Yes, it’s nice that they’re talking. I do not mean to discount the significance of that. But, if the end result becomes “all of us have faith, it’s all equal so we should get along” then a huge problem is created. If we must water down belief systems in order to get along, then the dialog will fail.

mogoid, I’m with you pretty much up until your last sentance, but that’s where you turn towards being very wrong. I’m sorry, but that is just not an understanding of christian faith. We are called to a reasonable faith. God gave us the gift of reason you mention, but did not ask us not to use it. Like you say we are to use both faith and reason, but you seem to think we use them independantly of eachother. We cannot divorce faith and reason. If you find the object of your faith unreasonable then you cannot have faith in it. It would be a false faith. One must assent to the truth behind the object of faith prior to having faith in that object, therefore real faith necessitates a reasonable object.
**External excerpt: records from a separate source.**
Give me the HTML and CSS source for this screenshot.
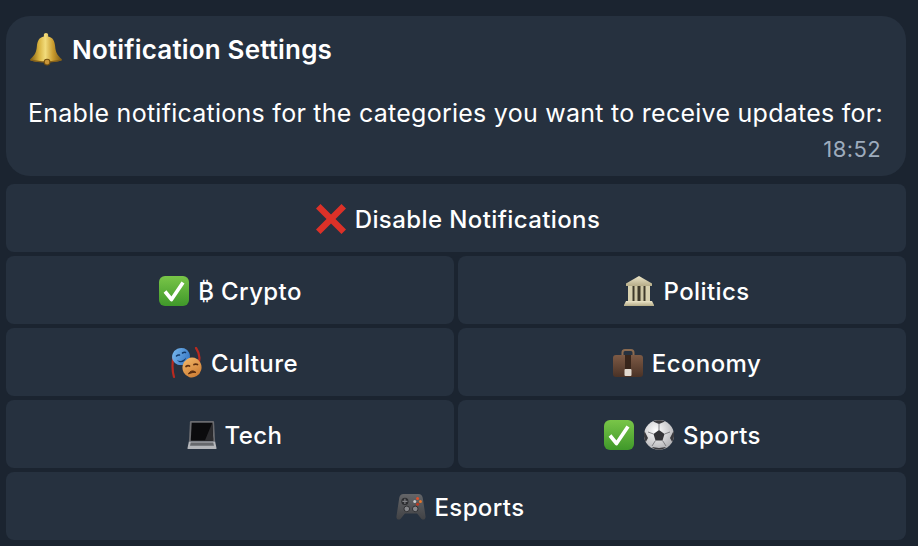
FILE: index.html
```html
<!DOCTYPE html>
<html lang="en">
<head>
<meta charset="utf-8">
<title>Notification Settings</title>
<link rel="stylesheet" href="styles.css">
</head>
<body>
<svg class="defs" width="0" height="0" aria-hidden="true">
<defs>
<linearGradient id="bellG" x1="0" x2="1" y1="0" y2="0"><stop offset="0" stop-color="#7d5a12"/><stop offset=".28" stop-color="#d8b23e"/><stop offset=".48" stop-color="#f2dc7c"/><stop offset=".72" stop-color="#c99b2e"/><stop offset="1" stop-color="#7a5812"/></linearGradient>
<linearGradient id="checkG" x1="0" x2="0" y1="0" y2="1"><stop offset="0" stop-color="#79c548"/><stop offset="1" stop-color="#3f982a"/></linearGradient>
<linearGradient id="caseG" x1="0" x2="0" y1="0" y2="1"><stop offset="0" stop-color="#7d5a45"/><stop offset="1" stop-color="#4a3226"/></linearGradient>
<linearGradient id="templeG" x1="0" x2="0" y1="0" y2="1"><stop offset="0" stop-color="#ece5c8"/><stop offset="1" stop-color="#b5ac88"/></linearGradient>
<linearGradient id="padG" x1="0" x2="0" y1="0" y2="1"><stop offset="0" stop-color="#646568"/><stop offset="1" stop-color="#414245"/></linearGradient>
<linearGradient id="blueG" x1="0" x2="1" y1="0" y2="1"><stop offset="0" stop-color="#7cbdf0"/><stop offset="1" stop-color="#2f6fc0"/></linearGradient>
<linearGradient id="orangeG" x1="0" x2="1" y1="0" y2="1"><stop offset="0" stop-color="#f4bb6c"/><stop offset="1" stop-color="#c9752c"/></linearGradient>
<radialGradient id="ballG" cx=".4" cy=".35" r=".75"><stop offset="0" stop-color="#fff"/><stop offset="1" stop-color="#a9a9ad"/></radialGradient>
<symbol id="i-bell" viewBox="0 0 32 32">
<path d="M16 1c1.200 0 2 .7 2 1.600v1.600C22.500 5 24.200 8.500 24.600 13.500c.4 5 1.800 8.500 6 11.800.8.700.7 1.300-.2 1.600-4 1.100-9.400 1.600-14.400 1.600s-10.400-.5-14.400-1.600c-.9-.3-1-.9-.2-1.600 4.200-3.300 5.600-6.800 6-11.800C7.800 8.500 9.500 5 14 4.200V2.600C14 1.700 14.800 1 16 1z" fill="url(#bellG)"/>
<path d="M2.500 25.800c8 2.200 19 2.200 27 0l1 1c-8 2.600-21 2.600-29 0z" fill="#84601a"/>
<circle cx="17" cy="28.300" r="2.700" fill="#c9963a" stroke="#76520f" stroke-width="1"/>
</symbol>
<symbol id="i-x" viewBox="0 0 32 32">
<path d="M1 5.500 5.500 1 16 11.500 26.500 1 31 5.500 20.500 16 31 26.500 26.500 31 16 20.500 5.500 31 1 26.500 11.500 16z" fill="#dc3128"/>
</symbol>
<symbol id="i-check" viewBox="0 0 32 32">
<rect x="1" y="1" width="30" height="30" rx="6" fill="url(#checkG)"/>
<path d="M7 16.500l6.500 8L25 7.500" fill="none" stroke="#fff" stroke-width="3.600" stroke-linejoin="round"/>
</symbol>
<symbol id="i-temple" viewBox="0 0 32 32">
<path d="M16 1 29 8.500V11H3V8.500z" fill="url(#templeG)"/>
<rect x="5" y="11" width="22" height="15" fill="#3f3a2b"/>
<rect x="5" y="11" width="4.500" height="15" fill="#d8d1af"/><rect x="11.500" y="11" width="3" height="15" fill="#cfc8a6"/><rect x="17.500" y="11" width="3" height="15" fill="#cfc8a6"/><rect x="22.500" y="11" width="4.500" height="15" fill="#d8d1af"/>
<path d="M3 26h26l2 4v1H1v-1z" fill="url(#templeG)"/>
</symbol>
<symbol id="i-masks" viewBox="0 0 32 32">
<path d="M2.500 10c-1.500 7-1.200 14 .5 20" fill="none" stroke="#b92a20" stroke-width="2.200" stroke-linecap="round"/>
<path d="M25 1c3.500 5 4 11 2.500 15" fill="none" stroke="#b92a20" stroke-width="2.200" stroke-linecap="round"/>
<ellipse cx="10" cy="9.500" rx="9" ry="8.500" transform="rotate(-25 10 9.500)" fill="url(#blueG)"/>
<path d="M5.500 9c1-1 2-1.200 3-1M11.500 6c1-.6 2-.8 3-.5" fill="none" stroke="#123a6a" stroke-width="1.500" stroke-linecap="round"/>
<path d="M6 13c3 1.800 6.500.8 9-2.500-.6 4.500-6 7-9 2.500z" fill="#123a6a"/>
<ellipse cx="21" cy="20.500" rx="9.500" ry="10" transform="rotate(15 21 20.500)" fill="url(#orangeG)"/>
<path d="M15 19.500c1-.8 2.500-1 3.500-.5M23 17.500c1-.5 2.300-.5 3.500 0" fill="none" stroke="#5b2e10" stroke-width="1.700" stroke-linecap="round"/>
<path d="M17.500 27c1.500-3.500 5-4 7.500-1.500-2.500-.3-5 .2-7.500 1.500z" fill="#5b2e10" stroke="#5b2e10"/>
</symbol>
<symbol id="i-case" viewBox="0 0 32 32">
<path d="M10.500 9V5.500C10.500 4 11.500 3 13 3h6c1.500 0 2.500 1 2.500 2.500V9" fill="none" stroke="#8a6a50" stroke-width="2"/>
<rect x="1" y="8" width="30" height="22" rx="3" fill="url(#caseG)"/>
<rect x="13" y="8" width="6" height="14" fill="#38251b"/>
<rect x="12.500" y="22" width="7" height="7" rx="1" fill="#e2dad0"/>
</symbol>
<symbol id="i-laptop" viewBox="0 0 32 32">
<path d="M4.500 1h23c.8 0 1.300.6 1.400 1.300L30 23H2L3.100 2.300C3.200 1.600 3.700 1 4.500 1z" fill="#6a6b6f"/>
<path d="M5 3h22l1 19H4z" fill="#0b0b0d"/>
<path d="M27 3l1 19h-9z" fill="#2b2b2e"/>
<path d="M2 23h28l1.500 7c0 .6-.4 1-1 1H1.500c-.6 0-1-.4-1-1z" fill="#b4b6ba"/>
<path d="M4 24h24l.8 3.500H3.200z" fill="#66686c"/>
</symbol>
<symbol id="i-ball" viewBox="0 0 32 32">
<circle cx="16" cy="16" r="15" fill="url(#ballG)"/>
<path d="M16 11l5.500 4-2 6.500h-7l-2-6.500z" fill="#333337"/>
<path d="M10 2.500 16 5l6-2.500C19 .8 13 .8 10 2.500zM1.500 12 5 19 2.800 23C.8 19 .5 16 1.500 12zM30.500 12 27 19l2.200 4c2-4 2.300-7 1.300-11zM9 28l7 1 7-1c-3 3.600-11 3.600-14 0z" fill="#3a3a3e"/>
<path d="M16 5v6M21.500 15 27 13M19.500 21.500 23 27M12.500 21.500 9 27M10.500 15 5 13" stroke="#77777b" stroke-width=".9"/>
</symbol>
<symbol id="i-pad" viewBox="0 0 32 32">
<path d="M8 2h16c2.500 0 4 1.500 4.500 4l3 20c.5 3-2.500 4.500-4.500 2.500L22.500 23h-13L5 28.500c-2 2-5 .5-4.500-2.500l3-20C4 3.500 5.500 2 8 2z" fill="url(#padG)"/>
<circle cx="9.500" cy="10" r="3.800" fill="#2c2d30"/>
<path d="M9.500 7.300v5.400M6.800 10h5.400" stroke="#808185" stroke-width="1.200"/>
<circle cx="23" cy="7" r="1.600" fill="#e0502a"/><circle cx="26" cy="10" r="1.600" fill="#e8752a"/><circle cx="20" cy="10" r="1.600" fill="#c8c8c8"/><circle cx="23" cy="13" r="1.600" fill="#bb3a22"/>
<circle cx="11.500" cy="18" r="3" fill="#85868a" stroke="#2c2d30"/><circle cx="20.500" cy="18" r="3" fill="#85868a" stroke="#2c2d30"/>
</symbol>
</defs>
</svg>
<main class="chat">
<section class="bubble">
<h1 class="title"><svg class="emoji emoji-title"><use href="#i-bell"/></svg> <span>Notification Settings</span></h1>
<p class="body">Enable notifications for the categories you want to receive updates for:</p>
<time class="stamp">18:52</time>
</section>
<div class="keyboard">
<button class="key wide key-disable"><svg class="emoji"><use href="#i-x"/></svg><span>Disable Notifications</span></button>
<button class="key"><svg class="emoji"><use href="#i-check"/></svg><span>₿ Crypto</span></button>
<button class="key key-lead"><svg class="emoji"><use href="#i-temple"/></svg><span>Politics</span></button>
<button class="key key-lead"><svg class="emoji"><use href="#i-masks"/></svg><span>Culture</span></button>
<button class="key key-lead"><svg class="emoji"><use href="#i-case"/></svg><span>Economy</span></button>
<button class="key key-lead"><svg class="emoji emoji-small"><use href="#i-laptop"/></svg><span>Tech</span></button>
<button class="key"><svg class="emoji"><use href="#i-check"/></svg><svg class="emoji"><use href="#i-ball"/></svg><span>Sports</span></button>
<button class="key wide key-lead"><svg class="emoji emoji-small"><use href="#i-pad"/></svg><span>Esports</span></button>
</div>
</main>
</body>
</html>
```

FILE: styles.css
```css
* { box-sizing: border-box; }
html, body { margin: 0; height: 100%; }
body {
  background: #1b2430;
  font-family: Inter, "Liberation Sans", sans-serif;
  color: #fff;
  overflow: hidden;
}
.defs { position: absolute; }
.chat { padding: 16px 12px 0 6px; }
.bubble {
  height: 160px;
  background: #26313f;
  border-radius: 24px;
  padding: 16px 23px 0 23px;
  display: flex;
  flex-direction: column;
}
.title {
  margin: 0;
  display: flex;
  align-items: center;
  gap: 9px;
  height: 34px;
  font-size: 26px;
  font-weight: 600;
  letter-spacing: .18px;
}
.body {
  margin: 30px 0 0 -1px;
  font-size: 25px;
  font-weight: 400;
  letter-spacing: .26px;
  line-height: 34px;
  white-space: nowrap;
}
.stamp {
  align-self: flex-end;
  margin: 4px 2px 0 0;
  font-size: 22px;
  letter-spacing: .4px;
  line-height: 30px;
  color: #9dabbc;
}
.keyboard {
  margin-top: 8px;
  display: grid;
  grid-template-columns: 1fr 1fr;
  grid-auto-rows: 68px;
  gap: 4px;
}
.key {
  display: flex;
  align-items: center;
  justify-content: center;
  gap: 8px;
  padding: 2px 0 0;
  border: 0;
  border-radius: 8px;
  background: #26313f;
  color: #fff;
  font-family: inherit;
  font-size: 24px;
  font-weight: 500;
  letter-spacing: .4px;
}
.key-lead { padding-left: 9px; }
.key-disable { padding-left: 3px; }
.wide { grid-column: 1 / -1; }
.emoji { width: 32px; height: 32px; flex: none; }
.emoji-title { width: 34px; height: 34px; }
.emoji-small { width: 30px; height: 30px; }
```
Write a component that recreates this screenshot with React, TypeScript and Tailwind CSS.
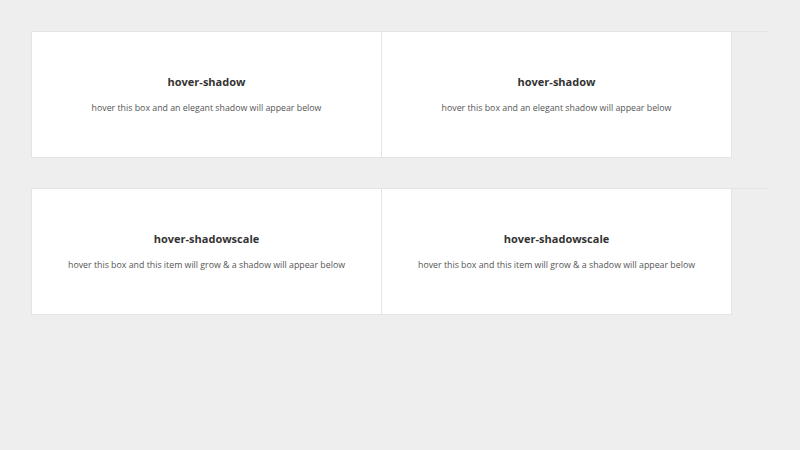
import React from 'react';

const Box: React.FC<{ title: string; text: string; last?: boolean }> = ({ title, text, last }) => (
  <div
    className={`h-[126px] bg-white flex flex-col items-center justify-center border-b border-l border-[#e4e4e4] ${
      last ? 'w-[351px] border-r' : 'w-[350px]'
    }`}
  >
    <h3 className="text-[11px] font-bold text-[#333] leading-none">{title}</h3>
    <p className="mt-[17px] text-[8.8px] text-[#555] leading-none">{text}</p>
  </div>
);

const App: React.FC = () => {
  return (
    <div
      className="w-[800px] h-[450px] bg-[#eeeeee] pt-[31px] pl-[31px] flex flex-col gap-[30px]"
      style={{ fontFamily: '"Open Sans", sans-serif' }}
    >
      {/* hover-shadow */}
      <div className="w-[737px] flex border-t border-[#e4e4e4]">
        <Box title="hover-shadow" text="hover this box and an elegant shadow will appear below" />
        <Box title="hover-shadow" text="hover this box and an elegant shadow will appear below" last />
      </div>

      {/* hover-shadowscale */}
      <div className="w-[737px] flex border-t border-[#e4e4e4]">
        <Box title="hover-shadowscale" text="hover this box and this item will grow & a shadow will appear below" />
        <Box title="hover-shadowscale" text="hover this box and this item will grow & a shadow will appear below" last />
      </div>
    </div>
  );
};

export default App;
hs, you hit it on the head in your second post. It’s about what the faith is in, not just having faith.

There’s a lot of work by christian apologists in this field, none of which comes to the conclusion that we are to believe in the unreasonable. Our God is a being of rationality and reason - He is the author of both. We should not expect to force ourselves to believe in the unbelievable.

— Mike
8:47 am November 21st, 2008

Faith and reason and collapsing them into each other is the biggest danger to faith.

“We should not expect to force ourselves to believe in the unbelievable.”

It is by definition impossible to believe in the unbelievable. There is no call to believe in the believable. If you are arguing that believing is obvious, it is not.

Are you proposing that you reasoned your faith into existence, or that others have done that for you?

What Jesus did was unreasonable to me in every way. He was required to demonstrate it, and still there are those who do not believe.

If I understand what you are saying, it is that every choice must have a reason, a basis or motive for it.

I would argue you are collapsing choice and committment into reason and action. I choose what inspires me and create commitments to those choices. I am then compelled to take actions to remain in integrity with my choices and committments.

Reasons are in the same realm as justification, and must be held to the same level of integrity to align with your choices and committments. Reasons are explainations for choices, and were the mischief resides.

The power of choice is to acknowledge that you do it freely independent of reason.

What is a challenge to reconcile in faith is the source of the choice.

You may be asking how can I choose without a context of reason, of understanding what its I am doing or committing to, if I can not make sense of it, if I can not explain it convincingly to another.

There is another source for choice that is not limited by reason. It is within each of us. We are born with it. Many are numb to it. They have drowned out that inner voice that calls to them. They have replaced it with the voice in the head. The voice that considers knowledge and information, and decides for itself in that realm. The voice that manipulates reasons.

Within reason is the temptation of judgment and justificaton. Reasons are not essential or truths or facts. We create them, and use them to our purposes.

Intellectuals will argue their faith, and it will always circle around on itself. I don that, and I must be diligent to maintain the distinctions.

The age of reason and enlightenment gave many the opportunity to move away from the freedom of choice. They began to investigate, to understand, to decide things on facts.

If you have to say, I choose “X”, because…..(insert a reason). It is not a choice.

Accepting that choice is in another realm than reason is the biggest obstacle to faith.

In your words, there is no object to faith, no purpose to it. It is the purest expression of choice. There is no because or why. I do not have to explain faith. I share it.

If you choose in a manner that you are inspired by your choice, moved, and touched by it. You are in the presence of God.

If you must reason your way to faith, you are lost. At this point, it is best to stop and listen for the voice that speaks without reason.